Sermons

Summary: Psalms' description of God

What is God Like? Psalm 8+ September 18, 2016

Turn with me this morning to Psalm 8. We’re going to be looking at a number of scriptures this morning, and if you had difficulty keeping up, just look at the screen. We’ll have most of the scriptures up there.

There is an old poem some of you may have heard about the blind men and the elephant. It goes like this: Read poem

What is that poem trying to state? That many times we look at God through our personal perspective and we miss a lot of the other perspectives of God. Now let me clearly state - I am not saying that there are other ways to heaven or other ways of salvation. Scripture is very clear about that - Acts 4:12 - Salvation is found in no-one else, for there is no other name under heaven given to men by which we must be saved.” But the point I want to start out with today is that we can’t put God in a box. Instead of coming to the scriptures to prove what we believe to be true about God, we want to come to the scripture and see what God says about Himself. Because the scriptures are the record of God revealing Himself to man.

And the answer of what is true is not what WE believe, but is what GOD says. And the first thing we see to be true of God is that

1. God is GREAT - God is so far beyond our comprehension. And that’s where the problem comes in. We try to understand and explain One who is far beyond our comprehension. When we start thinking we are something pretty special, all we need to do is look around us at the universe we live in, and we are reminded how insignificant we are. If I take a flashlight and turn it on, a beam of light comes out, traveling at 186, 282 miles a second. In one second it has gone a distance equivalent to going around the circumference of the earth four times - in just one second. That’s how fast light travels! In one year, that beam of light could have gone around the earth 240 million times. (galaxy pix) But to reach some of the galaxies that astronomers look at through their telescopes, it would take 10 billion years for that beam of light at its racing speed to reach there. That’s how big our universe is. And we understand through scripture that our God is the one who has set all of those stars in place.

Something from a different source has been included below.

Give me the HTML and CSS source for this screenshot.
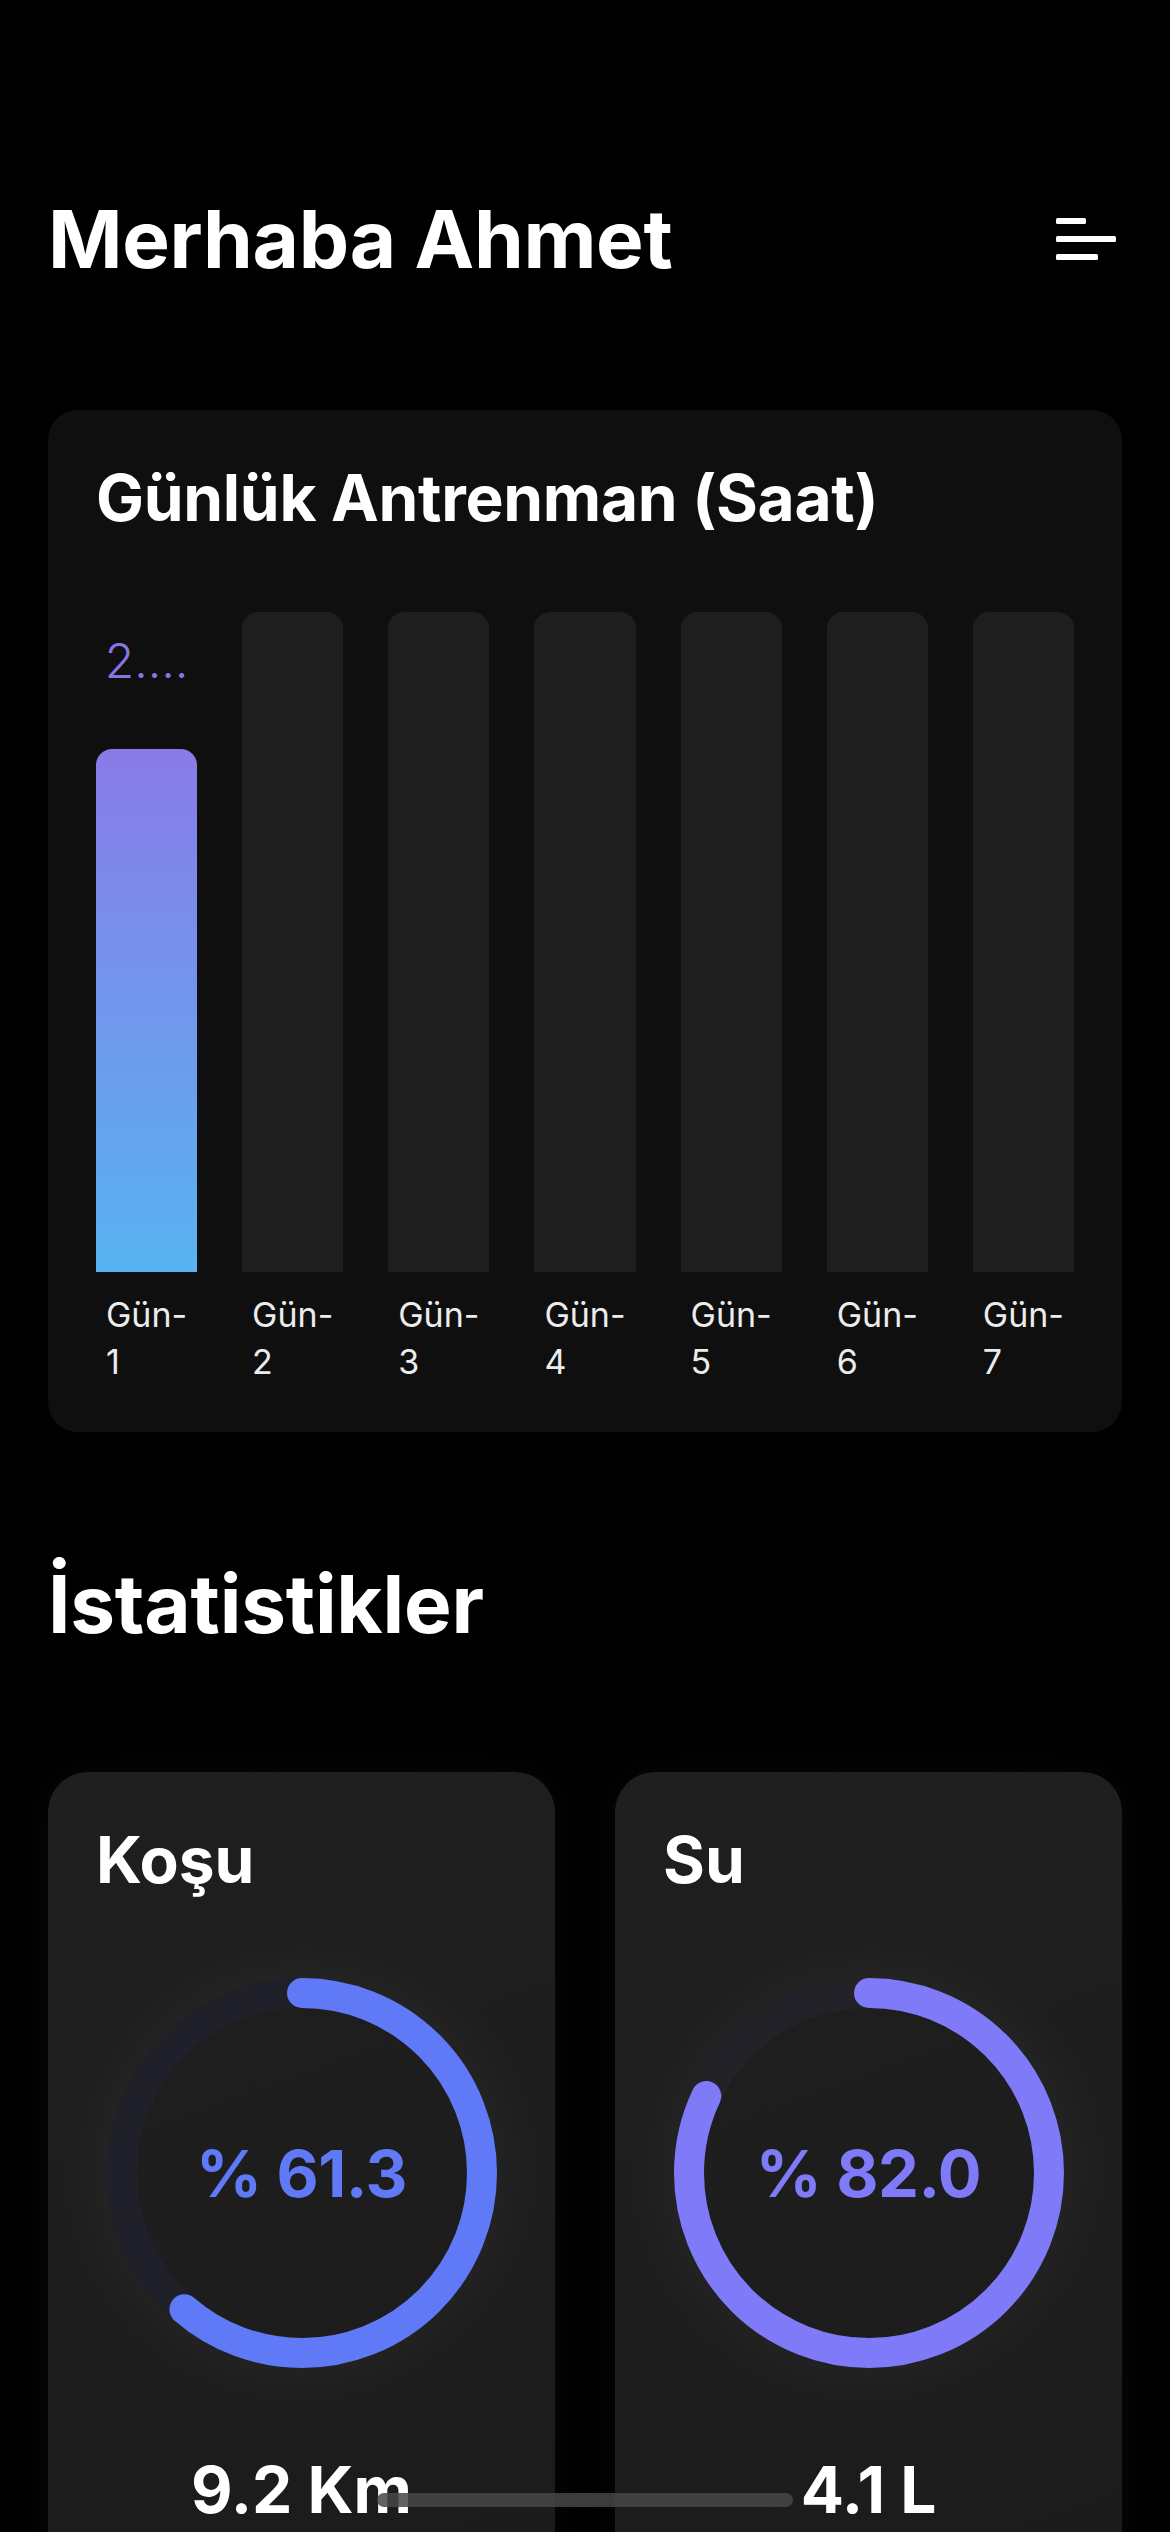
FILE: index.html
```html
<!DOCTYPE html>
<html lang="tr">
<head>
<meta charset="utf-8">
<title>Merhaba Ahmet</title>
<link rel="stylesheet" href="styles.css">
</head>
<body>
<div class="screen">
  <header class="header">
    <h1 class="greeting">Merhaba Ahmet</h1>
    <button class="menu-btn" aria-label="Menü">
      <svg width="60" height="42" viewBox="0 0 60 42">
        <rect x="0" y="0" width="30" height="6" rx="1.5" fill="#fff"/>
        <rect x="0" y="18" width="60" height="6" rx="1.5" fill="#fff"/>
        <rect x="0" y="36" width="42" height="6" rx="1.5" fill="#fff"/>
      </svg>
    </button>
  </header>

  <section class="chart-card">
    <h2 class="card-title">Günlük Antrenman (Saat)</h2>
    <div class="chart">
      <div class="col">
        <div class="plot">
          <span class="value">2.…</span>
          <div class="bar bar-fill" style="height: 523px"></div>
        </div>
        <div class="day"><span>Gün-<br>1</span></div>
      </div>
      <div class="col">
        <div class="plot"><div class="bar bar-empty"></div></div>
        <div class="day"><span>Gün-<br>2</span></div>
      </div>
      <div class="col">
        <div class="plot"><div class="bar bar-empty"></div></div>
        <div class="day"><span>Gün-<br>3</span></div>
      </div>
      <div class="col">
        <div class="plot"><div class="bar bar-empty"></div></div>
        <div class="day"><span>Gün-<br>4</span></div>
      </div>
      <div class="col">
        <div class="plot"><div class="bar bar-empty"></div></div>
        <div class="day"><span>Gün-<br>5</span></div>
      </div>
      <div class="col">
        <div class="plot"><div class="bar bar-empty"></div></div>
        <div class="day"><span>Gün-<br>6</span></div>
      </div>
      <div class="col">
        <div class="plot"><div class="bar bar-empty"></div></div>
        <div class="day"><span>Gün-<br>7</span></div>
      </div>
    </div>
  </section>

  <h2 class="section-title">İstatistikler</h2>

  <div class="stats">
    <section class="stat-card run">
      <h3 class="stat-title">Koşu</h3>
      <div class="ring">
        <svg width="390" height="390" viewBox="0 0 390 390">
          <circle class="track" cx="195" cy="195" r="180"/>
          <circle class="progress" cx="195" cy="195" r="180" stroke-dasharray="693.3 1200" transform="rotate(-90 195 195)"/>
        </svg>
        <span class="percent">% 61.3</span>
      </div>
      <div class="stat-value">9.2 Km</div>
    </section>
    <section class="stat-card water">
      <h3 class="stat-title">Su</h3>
      <div class="ring">
        <svg width="390" height="390" viewBox="0 0 390 390">
          <circle class="track" cx="195" cy="195" r="180"/>
          <circle class="progress" cx="195" cy="195" r="180" stroke-dasharray="927.4 1200" transform="rotate(-90 195 195)"/>
        </svg>
        <span class="percent">% 82.0</span>
      </div>
      <div class="stat-value">4.1 L</div>
    </section>
  </div>

  <div class="home-indicator"></div>
</div>
</body>
</html>
```

FILE: styles.css
```css
* {
  box-sizing: border-box;
}

html, body {
  margin: 0;
  padding: 0;
  background: #000;
}

body {
  font-family: Inter, "Noto Sans", "Liberation Sans", sans-serif;
  color: #fff;
}

.screen {
  position: relative;
  width: 1170px;
  height: 2532px;
  overflow: hidden;
  padding: 199px 48px 0 48px;
}

.header {
  display: flex;
  align-items: center;
  justify-content: space-between;
  padding-right: 6px;
}

.greeting {
  margin: 0;
  font-size: 80px;
  line-height: 1;
  font-weight: 700;
  letter-spacing: -0.3px;
}

.menu-btn {
  background: none;
  border: 0;
  padding: 0;
  display: flex;
}

.chart-card {
  margin-top: 131px;
  background: #0f0f0f;
  border-radius: 30px;
  padding: 56px 48px 47px 48px;
}

.card-title {
  margin: 0;
  font-size: 64px;
  line-height: 1;
  font-weight: 700;
  letter-spacing: -0.3px;
}

.chart {
  margin-top: 82px;
  display: grid;
  grid-template-columns: repeat(7, 1fr);
  column-gap: 45px;
}

.col {
  display: flex;
  flex-direction: column;
}

.plot {
  height: 660px;
  display: flex;
  flex-direction: column;
  justify-content: flex-end;
  align-items: stretch;
}

.value {
  font-size: 48px;
  line-height: 1;
  font-weight: 300;
  color: #8576e2;
  text-align: center;
  margin-bottom: 64px;
  white-space: nowrap;
}

.bar {
  border-radius: 16px 16px 0 0;
}

.bar-empty {
  height: 660px;
  background: #1e1e1e;
}

.bar-fill {
  background: linear-gradient(180deg, #897be7 0%, #58b3f1 100%);
}

.day {
  margin-top: 19px;
  display: flex;
  justify-content: center;
}

.day span {
  font-size: 34px;
  line-height: 47px;
  font-weight: 400;
  color: #ececec;
  text-align: left;
}

.section-title {
  margin: 132px 0 0 0;
  font-size: 80px;
  line-height: 1;
  font-weight: 700;
  letter-spacing: -0.2px;
}

.stats {
  margin-top: 128px;
  display: grid;
  grid-template-columns: 1fr 1fr;
  column-gap: 60px;
}

.stat-card {
  height: 900px;
  border-radius: 40px;
  background: linear-gradient(160deg, #1f1f1f 0%, #1b1b1b 100%);
  box-shadow: 0 0 40px rgba(255, 255, 255, 0.035);
  padding: 56px 48px 0 48px;
  display: flex;
  flex-direction: column;
}

.stat-title {
  margin: 0;
  font-size: 64px;
  line-height: 1;
  font-weight: 700;
}

.ring {
  position: relative;
  width: 390px;
  height: 390px;
  margin: 86px auto 0 auto;
  border-radius: 50%;
  box-shadow: 0 0 80px rgba(255, 255, 255, 0.06), inset 0 0 70px rgba(255, 255, 255, 0.035);
  display: flex;
  align-items: center;
  justify-content: center;
}

.ring svg {
  position: absolute;
  inset: 0;
}

.track {
  fill: none;
  stroke-width: 30;
}

.progress {
  fill: none;
  stroke-width: 30;
  stroke-linecap: round;
}

.run .track { stroke: #1f2029; }
.run .progress { stroke: #6079f6; }
.run .percent { color: #6079f6; }

.water .track { stroke: #232229; }
.water .progress { stroke: #7f7af8; }
.water .percent { color: #7f7af8; }

.percent {
  position: relative;
  font-size: 65px;
  line-height: 1;
  font-weight: 700;
  letter-spacing: -0.5px;
}

.stat-value {
  margin-top: 90px;
  text-align: center;
  font-size: 64px;
  line-height: 1;
  font-weight: 700;
}

.home-indicator {
  position: absolute;
  left: 377px;
  top: 2493px;
  width: 416px;
  height: 14px;
  border-radius: 7px;
  background: rgba(70, 70, 70, 0.85);
}
```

That brings us to Psalm 8:3 which tells us, When I consider your heavens, the work of your fingers, the moon and the stars, which you have set in place, what is man that you are mindful of him, the son of man that you care for him? This great and vast universe that we live in was completely orchestrated and designed by our great God. That’s how great He is! The Psalmist says in Psalm 147, Praise the LORD. How good it is to sing praises to our God, how pleasant and fitting to praise him! . . . He determines the number of the stars and calls them each by name. Great is our Lord and mighty in power; his understanding has no limit.

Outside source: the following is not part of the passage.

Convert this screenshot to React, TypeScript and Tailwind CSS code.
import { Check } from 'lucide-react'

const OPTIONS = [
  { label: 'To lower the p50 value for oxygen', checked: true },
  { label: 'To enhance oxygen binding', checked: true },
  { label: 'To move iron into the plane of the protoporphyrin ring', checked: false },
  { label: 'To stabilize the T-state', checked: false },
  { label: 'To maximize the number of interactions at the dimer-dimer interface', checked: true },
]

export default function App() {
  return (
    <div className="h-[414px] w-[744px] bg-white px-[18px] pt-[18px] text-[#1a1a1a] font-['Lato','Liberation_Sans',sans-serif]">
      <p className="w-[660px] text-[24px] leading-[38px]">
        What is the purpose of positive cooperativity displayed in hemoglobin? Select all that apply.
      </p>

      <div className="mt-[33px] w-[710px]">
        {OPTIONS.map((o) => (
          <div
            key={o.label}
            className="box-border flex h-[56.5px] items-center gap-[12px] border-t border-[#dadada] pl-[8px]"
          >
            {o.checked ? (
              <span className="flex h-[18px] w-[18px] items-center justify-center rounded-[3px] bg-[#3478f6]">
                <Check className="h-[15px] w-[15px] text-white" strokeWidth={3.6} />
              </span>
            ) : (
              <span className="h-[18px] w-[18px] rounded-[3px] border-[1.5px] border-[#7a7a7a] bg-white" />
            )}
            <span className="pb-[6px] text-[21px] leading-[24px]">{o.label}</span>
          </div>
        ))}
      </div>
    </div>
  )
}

Just in our solar system alone, The Milky Way, there are estimated to be 400 Billion stars, and ours is just one of many, many galaxies. And yet scripture tells us that our God is so great that He created all of them by simply speaking the word, He knows each one distinctly, and He knows its name.

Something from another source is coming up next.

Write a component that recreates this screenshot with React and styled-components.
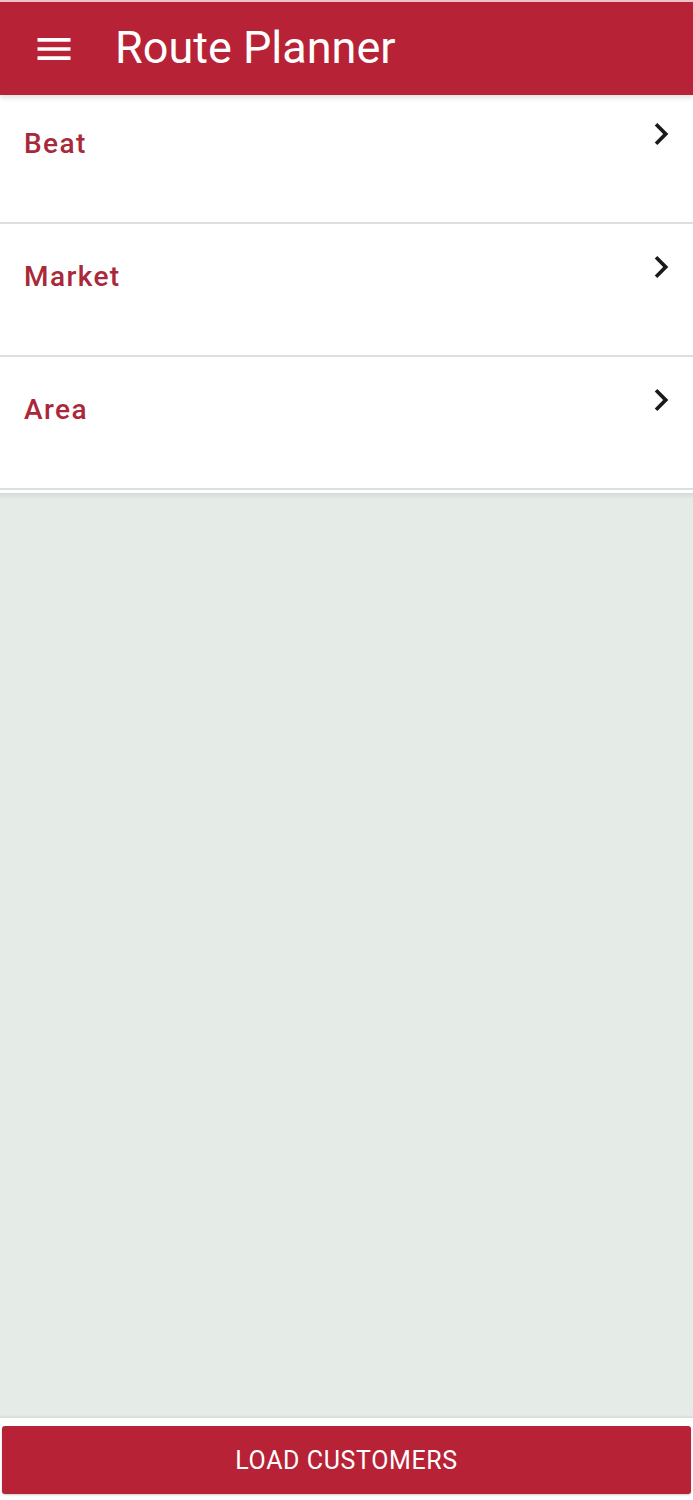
import styled, { createGlobalStyle } from "styled-components";

const GlobalStyle = createGlobalStyle`
  html, body {
    margin: 0;
    padding: 0;
    background: #ffffff;
  }
  body {
    font-family: Roboto, "Liberation Sans", sans-serif;
  }
`;

const Screen = styled.div`
  width: 693px;
  height: 1500px;
  display: flex;
  flex-direction: column;
  background: #ffffff;
  overflow: hidden;
`;

const Toolbar = styled.header`
  position: relative;
  z-index: 2;
  height: 95px;
  flex-shrink: 0;
  display: flex;
  align-items: center;
  padding-left: 32px;
  gap: 39px;
  background: #b82236;
  border-top: 2px solid #e9c3c9;
  box-sizing: border-box;
  box-shadow: 0 3px 5px rgba(0, 0, 0, 0.12);
`;

const MenuButton = styled.button`
  width: 44px;
  height: 44px;
  padding: 0;
  border: none;
  background: transparent;
  display: flex;
  svg {
    width: 44px;
    height: 44px;
    fill: #ffffff;
  }
`;

const Title = styled.h1`
  margin: 0;
  margin-top: -2px;
  font-family: Roboto, "Liberation Sans", sans-serif;
  font-weight: 400;
  font-size: 45px;
  color: #ffffff;
`;

const List = styled.ul`
  list-style: none;
  margin: 0;
  padding: 0;
  background: #ffffff;
  flex-shrink: 0;
  border-bottom: 3px solid #ffffff;
`;

const Row = styled.li`
  height: ${({ $first }) => ($first ? "127px" : "131px")};
  box-sizing: content-box;
  display: flex;
  justify-content: space-between;
  align-items: flex-start;
  padding-left: 24px;
  padding-right: 10px;
  border-bottom: 2px solid #dedede;
`;

const Label = styled.span`
  margin-top: ${({ $first }) => ($first ? "32px" : "36px")};
  font-family: Roboto, "Liberation Sans", sans-serif;
  font-weight: 500;
  font-size: 28px;
  letter-spacing: 1.4px;
  color: #a92839;
`;

const Chevron = styled.svg`
  width: 44px;
  height: 44px;
  margin-top: ${({ $first }) => ($first ? "17px" : "21px")};
  fill: #1a1a1a;
`;

const MapArea = styled.div`
  flex: 1;
  background:
    linear-gradient(to bottom, rgba(0, 0, 0, 0.07), rgba(0, 0, 0, 0) 6px),
    linear-gradient(to top, rgba(0, 0, 0, 0.08), rgba(0, 0, 0, 0) 3px),
    #e5ebe7;
`;

const Footer = styled.footer`
  height: 82px;
  flex-shrink: 0;
  padding: 8px 2px 6px;
  box-sizing: border-box;
  background: #ffffff;
`;

const LoadButton = styled.button`
  width: 100%;
  height: 100%;
  border: none;
  border-radius: 3px;
  background: #b82236;
  color: #ffffff;
  font-family: Roboto, "Liberation Sans", sans-serif;
  font-size: 25px;
  font-weight: 400;
  letter-spacing: 0.6px;
  text-transform: uppercase;
  box-shadow: 0 1px 2px rgba(0, 0, 0, 0.2);
`;

const filters = ["Beat", "Market", "Area"];

const App = () => {
  return (
    <>
      <GlobalStyle />
      <Screen>
        <Toolbar>
          <MenuButton aria-label="menu">
            <svg viewBox="0 0 24 24">
              <path d="M3 18h18v-2H3v2zm0-5h18v-2H3v2zm0-7v2h18V6H3z" />
            </svg>
          </MenuButton>
          <Title>Route Planner</Title>
        </Toolbar>

        <List>
          {filters.map((name, i) => (
            <Row key={name} $first={i === 0}>
              <Label $first={i === 0}>{name}</Label>
              <Chevron $first={i === 0} viewBox="0 0 24 24">
                <path d="M10 6L8.59 7.41 13.17 12l-4.58 4.59L10 18l6-6z" />
              </Chevron>
            </Row>
          ))}
        </List>

        <MapArea />

        <Footer>
          <LoadButton>Load Customers</LoadButton>
        </Footer>
      </Screen>
    </>
  );
};

export default App;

And while our God is so very great, yet He is a God of intricate detail. When you think about all the micro-organisms that live in just one drop of water, we see the masterful detail that God places into his creation. Look at the tip of your finger, and all the intricate patterns on your fingertips -- billions of people in the world, and yet each fingerprint is unique. Think about snowflakes - not one of them is the same. The first thing scripture declares to us about God is that God is Great! And the more that we take time to consider our creation, the more easily we admit that our God is great. But something that seems to go against the greatness of God is that

2. God CARES about us - when we think of how great our God is, it is overwhelming for us to consider that the God who made the trillions upon trillions of stars would care about us - small and insignificant that we are, but He does. In the $10 terms of theologians and philosophers, God is both transcendent and immanent. Which are simply big words to say that He is beyond our world, yet close at hand; He is so far above us, but He is so very close to us. Isaiah 40 says this about Him: He sits enthroned above the circle of the earth, and its people are like grasshoppers. He stretches out the heavens like a canopy, and spreads them out like a tent to live in. He brings princes to naught and reduces the rulers of this world to nothing. No sooner are they planted, no sooner are they sown, no sooner do they take root in the ground, than he blows on them and they wither, and a whirlwind sweeps them away like chaff. “To whom will you compare me? Or who is my equal?” says the Holy One. Lift your eyes and look to the heavens: Who created all these? He who brings out the starry host one by one, and calls them each by name.